[START OF Supplied material]

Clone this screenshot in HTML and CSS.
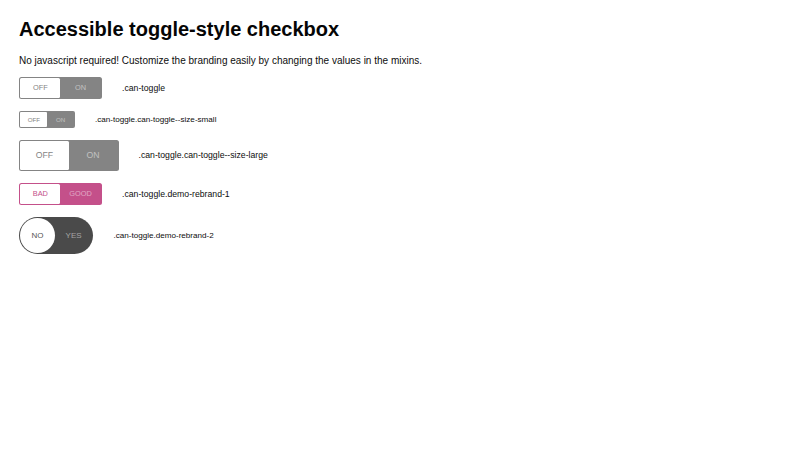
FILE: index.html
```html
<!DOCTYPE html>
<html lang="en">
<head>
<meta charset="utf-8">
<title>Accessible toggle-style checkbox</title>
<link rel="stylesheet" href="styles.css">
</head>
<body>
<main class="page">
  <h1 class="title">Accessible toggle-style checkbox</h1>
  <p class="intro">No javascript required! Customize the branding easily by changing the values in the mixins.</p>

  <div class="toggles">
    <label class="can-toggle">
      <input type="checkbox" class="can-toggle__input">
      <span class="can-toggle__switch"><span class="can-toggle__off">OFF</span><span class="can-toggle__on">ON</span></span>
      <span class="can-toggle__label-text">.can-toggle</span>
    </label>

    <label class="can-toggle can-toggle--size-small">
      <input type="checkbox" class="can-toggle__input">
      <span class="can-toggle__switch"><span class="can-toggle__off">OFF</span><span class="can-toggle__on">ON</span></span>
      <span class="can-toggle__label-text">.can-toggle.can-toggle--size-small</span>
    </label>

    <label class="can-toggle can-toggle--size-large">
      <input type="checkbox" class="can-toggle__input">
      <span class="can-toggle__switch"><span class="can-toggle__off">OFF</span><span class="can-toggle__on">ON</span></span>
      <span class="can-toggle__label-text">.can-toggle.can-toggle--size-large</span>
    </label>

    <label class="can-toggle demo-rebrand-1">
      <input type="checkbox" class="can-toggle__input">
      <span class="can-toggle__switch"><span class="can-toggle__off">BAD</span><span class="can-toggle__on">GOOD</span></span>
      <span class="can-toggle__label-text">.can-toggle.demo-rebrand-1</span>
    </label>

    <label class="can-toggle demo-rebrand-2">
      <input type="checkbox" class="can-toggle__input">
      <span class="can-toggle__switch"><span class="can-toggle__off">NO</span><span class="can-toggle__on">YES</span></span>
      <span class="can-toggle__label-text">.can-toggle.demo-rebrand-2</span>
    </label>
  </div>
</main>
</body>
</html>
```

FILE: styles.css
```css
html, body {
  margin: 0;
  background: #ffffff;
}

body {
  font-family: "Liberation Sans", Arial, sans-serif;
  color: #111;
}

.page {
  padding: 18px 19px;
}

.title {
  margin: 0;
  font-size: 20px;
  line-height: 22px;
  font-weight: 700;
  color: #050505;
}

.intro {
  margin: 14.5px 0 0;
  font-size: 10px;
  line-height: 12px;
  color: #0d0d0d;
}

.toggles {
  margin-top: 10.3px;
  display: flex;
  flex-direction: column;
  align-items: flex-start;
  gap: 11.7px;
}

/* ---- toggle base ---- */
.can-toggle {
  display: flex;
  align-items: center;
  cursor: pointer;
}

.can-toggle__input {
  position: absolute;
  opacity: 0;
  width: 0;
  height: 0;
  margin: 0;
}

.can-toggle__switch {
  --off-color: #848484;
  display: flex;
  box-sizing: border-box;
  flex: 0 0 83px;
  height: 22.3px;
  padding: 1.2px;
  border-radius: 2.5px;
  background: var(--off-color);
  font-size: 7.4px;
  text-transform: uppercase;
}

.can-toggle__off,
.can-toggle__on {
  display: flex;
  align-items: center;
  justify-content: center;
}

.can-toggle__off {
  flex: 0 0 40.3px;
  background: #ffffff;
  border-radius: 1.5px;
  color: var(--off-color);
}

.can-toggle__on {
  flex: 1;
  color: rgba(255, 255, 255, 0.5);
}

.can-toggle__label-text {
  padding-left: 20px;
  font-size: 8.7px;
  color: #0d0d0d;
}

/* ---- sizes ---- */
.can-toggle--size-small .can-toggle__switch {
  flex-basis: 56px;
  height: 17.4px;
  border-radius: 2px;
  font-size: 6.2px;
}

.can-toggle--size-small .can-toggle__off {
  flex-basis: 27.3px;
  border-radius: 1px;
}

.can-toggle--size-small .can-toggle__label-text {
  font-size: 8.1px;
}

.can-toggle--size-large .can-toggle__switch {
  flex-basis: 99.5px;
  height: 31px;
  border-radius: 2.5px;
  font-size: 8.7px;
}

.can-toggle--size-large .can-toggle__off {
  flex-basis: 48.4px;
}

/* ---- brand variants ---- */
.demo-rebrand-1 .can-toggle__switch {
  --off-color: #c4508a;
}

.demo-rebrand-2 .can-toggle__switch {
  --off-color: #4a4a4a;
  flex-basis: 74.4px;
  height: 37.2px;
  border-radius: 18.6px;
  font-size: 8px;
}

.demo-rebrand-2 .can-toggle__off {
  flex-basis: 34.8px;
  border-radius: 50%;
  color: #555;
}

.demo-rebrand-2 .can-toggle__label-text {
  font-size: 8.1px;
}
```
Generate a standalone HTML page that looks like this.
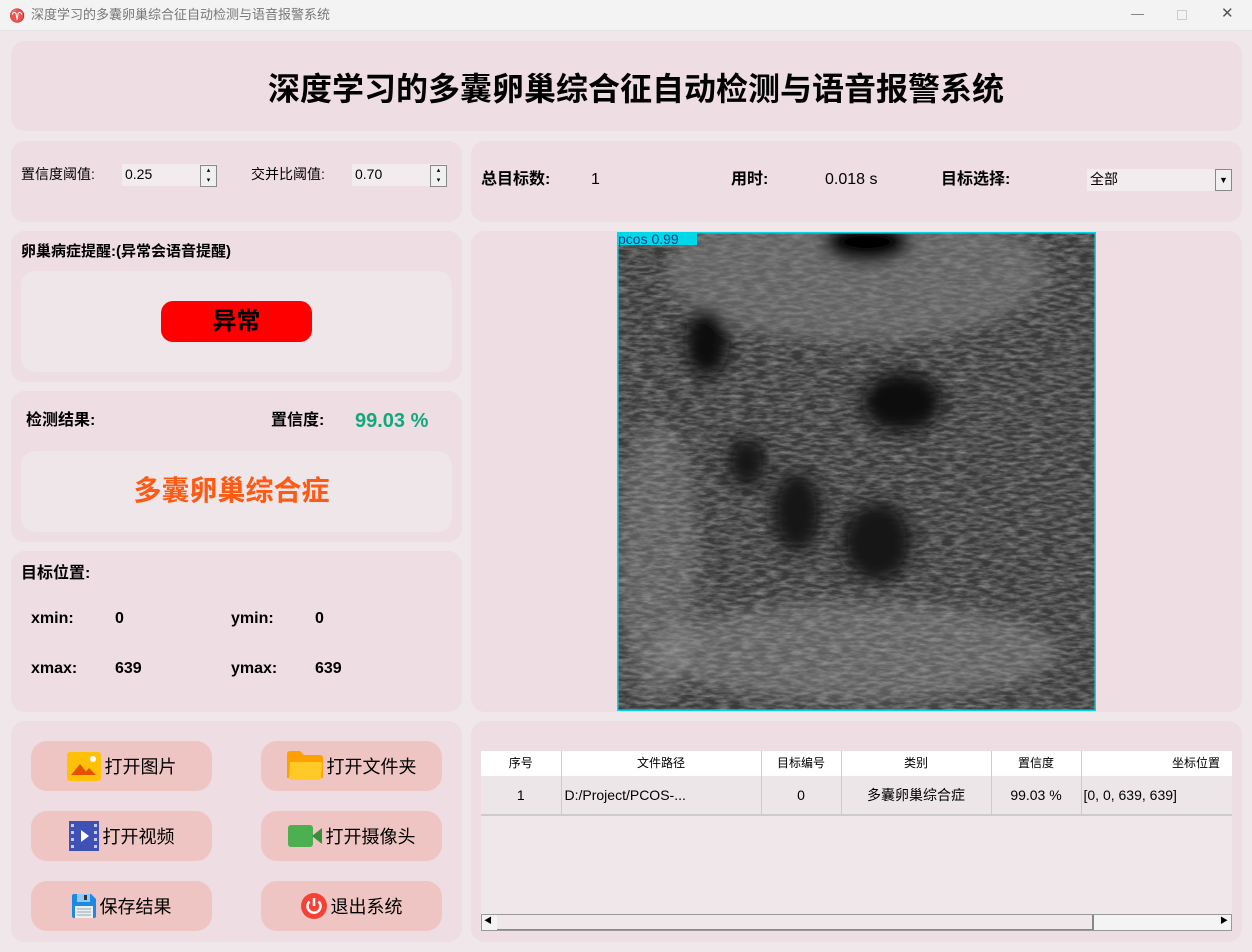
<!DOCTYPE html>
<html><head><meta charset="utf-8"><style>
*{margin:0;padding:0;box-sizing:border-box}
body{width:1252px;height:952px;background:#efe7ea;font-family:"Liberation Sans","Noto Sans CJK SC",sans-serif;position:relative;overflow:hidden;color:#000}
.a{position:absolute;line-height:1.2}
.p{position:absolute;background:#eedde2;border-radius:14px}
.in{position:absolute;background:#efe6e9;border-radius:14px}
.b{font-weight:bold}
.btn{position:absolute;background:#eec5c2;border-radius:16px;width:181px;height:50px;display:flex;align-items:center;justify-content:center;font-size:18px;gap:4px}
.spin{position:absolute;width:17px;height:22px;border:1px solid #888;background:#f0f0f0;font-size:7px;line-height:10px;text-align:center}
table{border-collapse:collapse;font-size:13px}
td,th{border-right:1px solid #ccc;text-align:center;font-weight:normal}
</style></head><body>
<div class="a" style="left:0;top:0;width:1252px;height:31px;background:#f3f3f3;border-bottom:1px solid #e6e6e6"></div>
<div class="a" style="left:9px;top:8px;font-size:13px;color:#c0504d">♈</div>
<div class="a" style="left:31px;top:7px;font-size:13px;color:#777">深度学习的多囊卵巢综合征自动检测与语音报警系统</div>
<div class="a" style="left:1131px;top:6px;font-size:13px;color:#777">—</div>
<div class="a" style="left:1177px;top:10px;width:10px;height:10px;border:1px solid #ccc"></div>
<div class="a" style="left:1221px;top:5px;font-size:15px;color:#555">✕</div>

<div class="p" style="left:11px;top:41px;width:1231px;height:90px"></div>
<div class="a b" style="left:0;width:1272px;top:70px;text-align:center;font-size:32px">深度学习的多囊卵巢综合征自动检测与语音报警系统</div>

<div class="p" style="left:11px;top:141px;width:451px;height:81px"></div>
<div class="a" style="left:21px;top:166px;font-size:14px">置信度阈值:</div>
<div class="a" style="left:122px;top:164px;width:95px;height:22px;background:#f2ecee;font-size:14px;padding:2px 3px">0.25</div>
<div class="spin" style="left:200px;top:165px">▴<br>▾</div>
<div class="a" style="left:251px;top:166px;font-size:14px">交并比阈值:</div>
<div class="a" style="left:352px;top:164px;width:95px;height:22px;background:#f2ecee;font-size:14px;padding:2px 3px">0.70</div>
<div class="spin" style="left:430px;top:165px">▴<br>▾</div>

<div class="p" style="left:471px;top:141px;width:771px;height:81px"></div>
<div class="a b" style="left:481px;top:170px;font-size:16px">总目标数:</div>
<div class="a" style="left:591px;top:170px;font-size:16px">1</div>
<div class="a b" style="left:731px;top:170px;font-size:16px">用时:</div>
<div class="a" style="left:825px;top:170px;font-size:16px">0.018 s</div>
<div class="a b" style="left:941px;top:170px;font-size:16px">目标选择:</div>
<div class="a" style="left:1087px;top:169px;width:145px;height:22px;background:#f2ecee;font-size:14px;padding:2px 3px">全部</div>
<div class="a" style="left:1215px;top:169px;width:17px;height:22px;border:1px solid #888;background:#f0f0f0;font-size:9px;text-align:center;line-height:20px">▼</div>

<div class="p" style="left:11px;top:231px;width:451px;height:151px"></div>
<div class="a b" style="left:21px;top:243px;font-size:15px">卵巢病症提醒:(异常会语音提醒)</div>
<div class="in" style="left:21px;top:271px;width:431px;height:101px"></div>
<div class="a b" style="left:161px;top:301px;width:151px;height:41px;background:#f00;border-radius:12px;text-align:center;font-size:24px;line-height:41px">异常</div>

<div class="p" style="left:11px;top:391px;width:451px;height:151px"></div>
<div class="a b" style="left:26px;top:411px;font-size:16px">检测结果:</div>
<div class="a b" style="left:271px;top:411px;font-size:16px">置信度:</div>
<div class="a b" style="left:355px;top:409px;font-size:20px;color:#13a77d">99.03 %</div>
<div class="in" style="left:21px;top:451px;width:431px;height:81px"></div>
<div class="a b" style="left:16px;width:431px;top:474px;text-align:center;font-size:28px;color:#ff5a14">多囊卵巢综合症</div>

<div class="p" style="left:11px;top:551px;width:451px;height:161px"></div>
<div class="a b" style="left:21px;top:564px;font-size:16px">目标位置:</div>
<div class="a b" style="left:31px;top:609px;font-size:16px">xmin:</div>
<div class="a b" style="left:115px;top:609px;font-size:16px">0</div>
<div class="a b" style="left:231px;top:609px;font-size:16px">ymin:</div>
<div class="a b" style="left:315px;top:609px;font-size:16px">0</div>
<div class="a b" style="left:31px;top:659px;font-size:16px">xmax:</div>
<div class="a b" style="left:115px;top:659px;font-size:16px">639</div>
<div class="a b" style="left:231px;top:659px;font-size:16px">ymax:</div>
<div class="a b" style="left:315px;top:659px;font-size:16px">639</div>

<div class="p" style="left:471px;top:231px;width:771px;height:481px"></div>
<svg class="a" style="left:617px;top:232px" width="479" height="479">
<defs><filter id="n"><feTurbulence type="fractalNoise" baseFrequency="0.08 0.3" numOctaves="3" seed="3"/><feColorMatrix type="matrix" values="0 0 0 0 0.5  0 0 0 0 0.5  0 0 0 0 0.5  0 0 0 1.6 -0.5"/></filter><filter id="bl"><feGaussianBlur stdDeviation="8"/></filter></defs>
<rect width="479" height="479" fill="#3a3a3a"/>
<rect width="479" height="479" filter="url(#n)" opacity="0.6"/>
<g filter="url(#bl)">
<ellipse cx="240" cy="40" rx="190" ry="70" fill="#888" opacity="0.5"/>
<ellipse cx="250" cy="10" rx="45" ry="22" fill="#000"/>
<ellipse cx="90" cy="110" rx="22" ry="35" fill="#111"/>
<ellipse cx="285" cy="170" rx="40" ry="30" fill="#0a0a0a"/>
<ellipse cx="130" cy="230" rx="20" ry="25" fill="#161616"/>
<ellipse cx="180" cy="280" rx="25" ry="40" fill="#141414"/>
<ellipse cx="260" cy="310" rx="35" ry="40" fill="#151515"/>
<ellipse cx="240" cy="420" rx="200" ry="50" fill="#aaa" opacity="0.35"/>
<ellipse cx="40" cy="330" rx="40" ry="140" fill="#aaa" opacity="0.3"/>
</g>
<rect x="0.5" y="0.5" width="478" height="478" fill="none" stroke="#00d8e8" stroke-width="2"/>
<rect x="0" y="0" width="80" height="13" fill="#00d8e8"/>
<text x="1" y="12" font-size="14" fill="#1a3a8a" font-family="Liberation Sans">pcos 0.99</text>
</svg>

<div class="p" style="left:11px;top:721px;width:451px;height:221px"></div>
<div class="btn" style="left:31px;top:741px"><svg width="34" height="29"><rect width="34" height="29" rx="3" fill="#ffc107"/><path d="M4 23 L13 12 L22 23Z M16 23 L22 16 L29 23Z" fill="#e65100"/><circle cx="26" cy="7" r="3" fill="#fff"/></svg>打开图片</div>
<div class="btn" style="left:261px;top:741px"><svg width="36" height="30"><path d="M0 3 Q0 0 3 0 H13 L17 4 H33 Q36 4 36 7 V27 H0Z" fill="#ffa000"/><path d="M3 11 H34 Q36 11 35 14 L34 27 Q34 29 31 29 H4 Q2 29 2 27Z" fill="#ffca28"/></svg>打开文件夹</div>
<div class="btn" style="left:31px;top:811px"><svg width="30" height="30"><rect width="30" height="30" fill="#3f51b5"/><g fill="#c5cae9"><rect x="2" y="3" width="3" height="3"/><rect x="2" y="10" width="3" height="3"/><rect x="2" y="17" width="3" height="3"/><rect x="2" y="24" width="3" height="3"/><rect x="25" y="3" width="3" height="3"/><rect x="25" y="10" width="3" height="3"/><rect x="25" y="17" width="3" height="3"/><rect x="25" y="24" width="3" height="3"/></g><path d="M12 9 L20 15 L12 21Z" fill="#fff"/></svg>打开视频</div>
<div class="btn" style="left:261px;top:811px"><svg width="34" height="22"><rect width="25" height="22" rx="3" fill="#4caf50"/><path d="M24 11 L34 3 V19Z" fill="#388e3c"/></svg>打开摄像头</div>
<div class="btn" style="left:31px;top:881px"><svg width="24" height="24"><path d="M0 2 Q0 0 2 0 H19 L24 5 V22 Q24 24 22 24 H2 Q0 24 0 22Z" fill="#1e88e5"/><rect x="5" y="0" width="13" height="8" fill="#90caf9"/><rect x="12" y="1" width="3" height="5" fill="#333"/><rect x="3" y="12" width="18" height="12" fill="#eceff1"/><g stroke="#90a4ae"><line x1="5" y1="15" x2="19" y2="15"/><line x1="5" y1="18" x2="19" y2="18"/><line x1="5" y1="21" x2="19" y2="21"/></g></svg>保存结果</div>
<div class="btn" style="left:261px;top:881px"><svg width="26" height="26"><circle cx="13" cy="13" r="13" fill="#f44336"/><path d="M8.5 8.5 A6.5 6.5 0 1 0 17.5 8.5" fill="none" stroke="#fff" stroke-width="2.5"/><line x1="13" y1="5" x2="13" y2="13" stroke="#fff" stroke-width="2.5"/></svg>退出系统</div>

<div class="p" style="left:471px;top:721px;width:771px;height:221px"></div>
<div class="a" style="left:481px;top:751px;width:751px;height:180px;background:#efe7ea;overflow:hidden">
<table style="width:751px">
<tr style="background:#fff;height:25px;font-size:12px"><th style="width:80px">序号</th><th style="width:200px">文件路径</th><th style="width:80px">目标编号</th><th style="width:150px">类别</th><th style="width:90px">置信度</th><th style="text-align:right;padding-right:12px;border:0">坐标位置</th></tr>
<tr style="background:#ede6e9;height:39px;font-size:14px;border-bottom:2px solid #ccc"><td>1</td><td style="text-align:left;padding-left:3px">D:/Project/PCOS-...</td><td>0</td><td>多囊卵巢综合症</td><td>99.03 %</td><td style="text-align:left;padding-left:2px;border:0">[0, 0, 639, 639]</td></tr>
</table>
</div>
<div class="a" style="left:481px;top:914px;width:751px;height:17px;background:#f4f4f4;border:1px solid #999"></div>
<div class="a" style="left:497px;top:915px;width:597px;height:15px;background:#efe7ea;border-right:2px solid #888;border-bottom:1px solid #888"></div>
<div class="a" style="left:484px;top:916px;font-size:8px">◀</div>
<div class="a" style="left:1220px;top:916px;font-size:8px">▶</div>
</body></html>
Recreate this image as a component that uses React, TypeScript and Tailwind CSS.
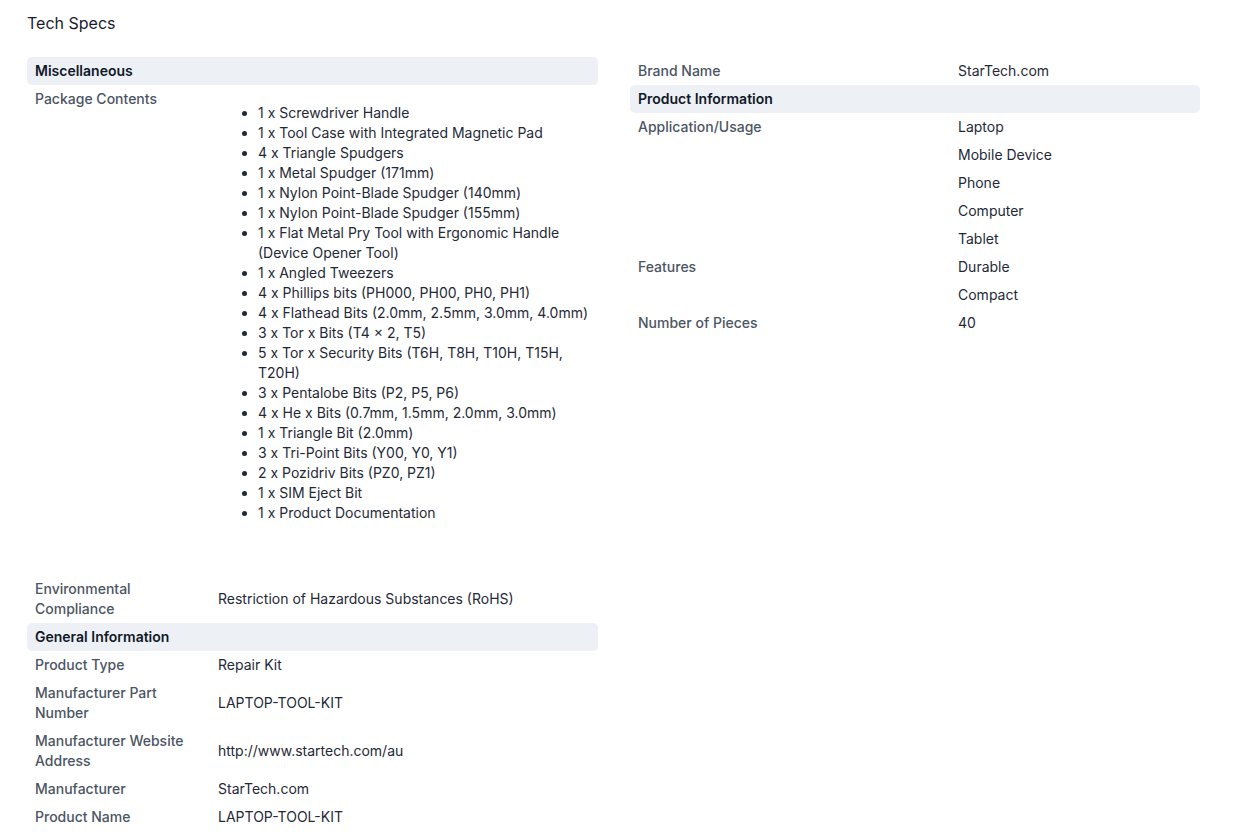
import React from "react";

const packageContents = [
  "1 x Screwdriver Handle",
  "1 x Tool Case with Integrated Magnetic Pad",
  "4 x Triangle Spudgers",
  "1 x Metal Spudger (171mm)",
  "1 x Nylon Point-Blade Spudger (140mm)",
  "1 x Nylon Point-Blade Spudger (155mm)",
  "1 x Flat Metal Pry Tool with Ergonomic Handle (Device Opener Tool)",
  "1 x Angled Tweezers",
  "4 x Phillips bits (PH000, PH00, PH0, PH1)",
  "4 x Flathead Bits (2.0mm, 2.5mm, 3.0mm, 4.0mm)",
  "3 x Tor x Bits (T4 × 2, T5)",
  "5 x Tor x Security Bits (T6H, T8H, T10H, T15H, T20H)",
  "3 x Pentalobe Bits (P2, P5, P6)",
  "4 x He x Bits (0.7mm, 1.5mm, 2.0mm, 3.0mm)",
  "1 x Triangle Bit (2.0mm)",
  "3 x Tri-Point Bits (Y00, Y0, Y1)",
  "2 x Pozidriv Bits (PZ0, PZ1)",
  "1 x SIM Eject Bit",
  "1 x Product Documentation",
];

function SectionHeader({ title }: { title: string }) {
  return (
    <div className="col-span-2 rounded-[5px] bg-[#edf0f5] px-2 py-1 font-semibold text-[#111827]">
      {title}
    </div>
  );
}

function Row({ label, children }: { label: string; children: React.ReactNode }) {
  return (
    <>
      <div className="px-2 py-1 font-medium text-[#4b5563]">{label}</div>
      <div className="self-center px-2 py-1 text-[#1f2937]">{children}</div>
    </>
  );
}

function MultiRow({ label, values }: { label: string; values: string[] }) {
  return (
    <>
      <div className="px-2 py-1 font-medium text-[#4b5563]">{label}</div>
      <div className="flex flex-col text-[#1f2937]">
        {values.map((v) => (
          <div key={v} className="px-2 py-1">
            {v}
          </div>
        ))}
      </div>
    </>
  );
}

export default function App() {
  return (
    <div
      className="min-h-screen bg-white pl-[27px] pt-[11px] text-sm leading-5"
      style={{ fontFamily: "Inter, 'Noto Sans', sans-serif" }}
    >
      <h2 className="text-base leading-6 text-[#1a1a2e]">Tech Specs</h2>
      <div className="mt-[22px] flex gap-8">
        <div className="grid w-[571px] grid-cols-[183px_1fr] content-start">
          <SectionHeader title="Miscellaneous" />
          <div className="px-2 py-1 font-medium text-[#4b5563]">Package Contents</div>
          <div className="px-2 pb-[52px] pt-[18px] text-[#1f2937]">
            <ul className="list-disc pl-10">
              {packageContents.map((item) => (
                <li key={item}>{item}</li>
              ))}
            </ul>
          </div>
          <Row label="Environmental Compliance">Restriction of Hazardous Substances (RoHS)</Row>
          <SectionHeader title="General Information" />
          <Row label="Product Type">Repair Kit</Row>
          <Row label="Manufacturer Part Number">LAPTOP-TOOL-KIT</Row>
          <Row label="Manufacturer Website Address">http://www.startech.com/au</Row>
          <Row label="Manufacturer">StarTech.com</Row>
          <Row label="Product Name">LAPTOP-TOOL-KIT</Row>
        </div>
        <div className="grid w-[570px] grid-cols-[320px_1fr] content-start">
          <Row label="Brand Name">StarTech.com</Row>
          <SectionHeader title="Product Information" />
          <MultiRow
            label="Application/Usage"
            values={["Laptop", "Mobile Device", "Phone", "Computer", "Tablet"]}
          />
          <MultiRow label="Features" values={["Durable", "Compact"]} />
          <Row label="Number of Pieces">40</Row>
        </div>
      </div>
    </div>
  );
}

[END OF Supplied material]

*What is being asked:* Nothing but the lines from the one with "Recreate this image" through the one with "import React from" is to be copied, exactly and ends included. Leave pictures out.

*Response for this exercise:*
Recreate this image as a component that uses React, TypeScript and Tailwind CSS.
import React from "react";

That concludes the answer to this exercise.